Alex J Goodell et al. Transfusion. 2014 Sep.

Erratum in

  • ERRATUM.
    [No authors listed] [No authors listed] Transfusion. 2015 Aug;55(8):2052. doi: 10.1111/trf.13240. Transfusion. 2015. PMID: 26264125 No abstract available.

Abstract

Background: Babesia microti is regarded as the foremost infectious risk to the US blood supply for which a regulatory-approved screening test is unavailable. More than 160 cases of transfusion-transmitted Babesia microti (TTB) have been reported to date, yet there is little consensus regarding a mitigation strategy.

Study design and methods: This study sought to assess the cost-utility of donation screening by mode of testing (immunofluorescence assay, enzyme-linked immunosorbent assay [ELISA], polymerase chain reaction [PCR], and combinations thereof) as well as extent of geographic inclusion (4-state, 7-state, 20-state, or national screening). A discrete-time Markov cohort model to simulate the outcomes of B. microti infection and survival of the transfused population was developed. Seroprevalence was estimated by extrapolating babesiosis claims from the Centers for Medicaid and Medicare Services and reports to the Centers for Disease Control and Prevention. Test performance was estimated from clinical diagnostics and limited donor screening studies, while transmissibility was estimated as a weighted average of three studies. Results are reported as the cost per quality-adjusted life-year (QALY) for each strategy compared to no screening.

Results: Given model inputs, 4-state and 7-state ELISA in combination with PCR would cost $5.2 million and $6.6 million/QALY, respectively.

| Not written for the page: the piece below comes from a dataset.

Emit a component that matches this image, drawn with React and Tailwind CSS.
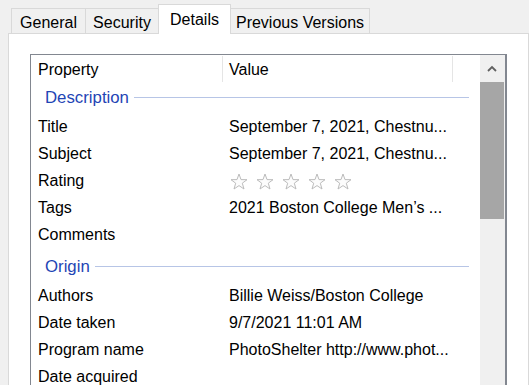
import React from "react";

const Star = () => (
  <svg width="18" height="17" viewBox="0 0 18 17" className="shrink-0">
    <path
      d="M9 1 L11 6.6 L17 6.7 L12.3 10.2 L14 16 L9 12.6 L4 16 L5.7 10.2 L1 6.7 L7 6.6 Z"
      fill="#fcfcfc"
      stroke="#bcbcbc"
      strokeWidth="1"
      strokeLinejoin="round"
    />
  </svg>
);

const Row = ({ label, value, children }) => (
  <div className="flex h-[27px] items-center whitespace-nowrap">
    <div className="w-[198px] shrink-0 pl-[7px]">{label}</div>
    <div className="flex-1 overflow-hidden">{children || value}</div>
  </div>
);

const Group = ({ title, first }) => (
  <div className={`flex h-[30px] items-start whitespace-nowrap ${first ? "" : "mt-[4px]"}`}>
    <div className="pl-[14px] pt-[5px] text-[#1f45b5] text-[16.8px] leading-[20px]">{title}</div>
    <div className="ml-[5px] mr-[11px] mt-[14px] h-px flex-1 bg-[#b7c5e6]" />
  </div>
);

export default function App() {
  return (
    <div className="w-[529px] h-[385px] overflow-hidden bg-[#f0f0f0] font-['Liberation_Sans',Arial,sans-serif] text-[16px] text-black">
      <div className="relative z-10 flex h-[33px] items-end pl-[11px]">
        <div className="flex h-[25px] w-[74px] items-center justify-center border-l border-t border-[#d9d9d9] pt-[3px]">General</div>
        <div className="flex h-[25px] w-[73px] items-center justify-center border-l border-t border-[#d9d9d9] pt-[3px]">Security</div>
        <div className="-mb-px flex h-[30px] w-[73px] items-center justify-center border-l border-r border-t border-[#d9d9d9] bg-white">Details</div>
        <div className="flex h-[25px] w-[139px] items-center justify-center border-r border-t border-[#d9d9d9] pt-[3px]">Previous Versions</div>
      </div>
      <div className="ml-[8px] h-[400px] w-[521px] border border-[#d9d9d9] bg-white pl-[21px] pt-[20px]">
        <div className="flex h-[360px] w-[477px] border-l border-t border-r-2 border-[#828790]">
          <div className="flex-1 overflow-hidden">
            <div className="flex h-[28px] items-center whitespace-nowrap">
              <div className="w-[191px] shrink-0 pl-[7px] pt-[2px]">Property</div>
              <div className="h-[26px] w-px bg-[#e5e5e5]" />
              <div className="w-[229px] shrink-0 pl-[6px] pt-[2px]">Value</div>
              <div className="h-[26px] w-px bg-[#e5e5e5]" />
            </div>
            <Group title="Description" first />
            <Row label="Title" value="September 7, 2021, Chestnu..." />
            <Row label="Subject" value="September 7, 2021, Chestnu..." />
            <Row label="Rating">
              <div className="flex gap-[8px] pl-[1px] pt-[1px]">
                <Star />
                <Star />
                <Star />
                <Star />
                <Star />
              </div>
            </Row>
            <Row label="Tags" value="2021 Boston College Men’s ..." />
            <Row label="Comments" value="" />
            <Group title="Origin" />
            <Row label="Authors" value="Billie Weiss/Boston College" />
            <Row label="Date taken" value="9/7/2021 11:01 AM" />
            <Row label="Program name" value="PhotoShelter http://www.phot..." />
            <Row label="Date acquired" value="" />
          </div>
          <div className="flex w-[25px] shrink-0 flex-col bg-[#f0f0f0]">
            <div className="flex h-[27px] items-center justify-center pr-px">
              <svg width="10" height="7" viewBox="0 0 10 7">
                <path d="M1 6 L5 2 L9 6" fill="none" stroke="#606060" strokeWidth="1.8" />
              </svg>
            </div>
            <div className="h-[137px] w-[24px] bg-[#a6a6a6]" />
          </div>
        </div>
      </div>
    </div>
  );
}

Cost-effectiveness for 20-state and national screening strategies were less favorable.

Conclusion: Targeted screening in states with the highest seroprevalence of infection is likely to exceed an implicit threshold of $1 million/QALY often used in blood safety. However, the proportion of donor-seronegative parasitemia, transmissibility, and clinical outcomes resulting from TTB are uncertain.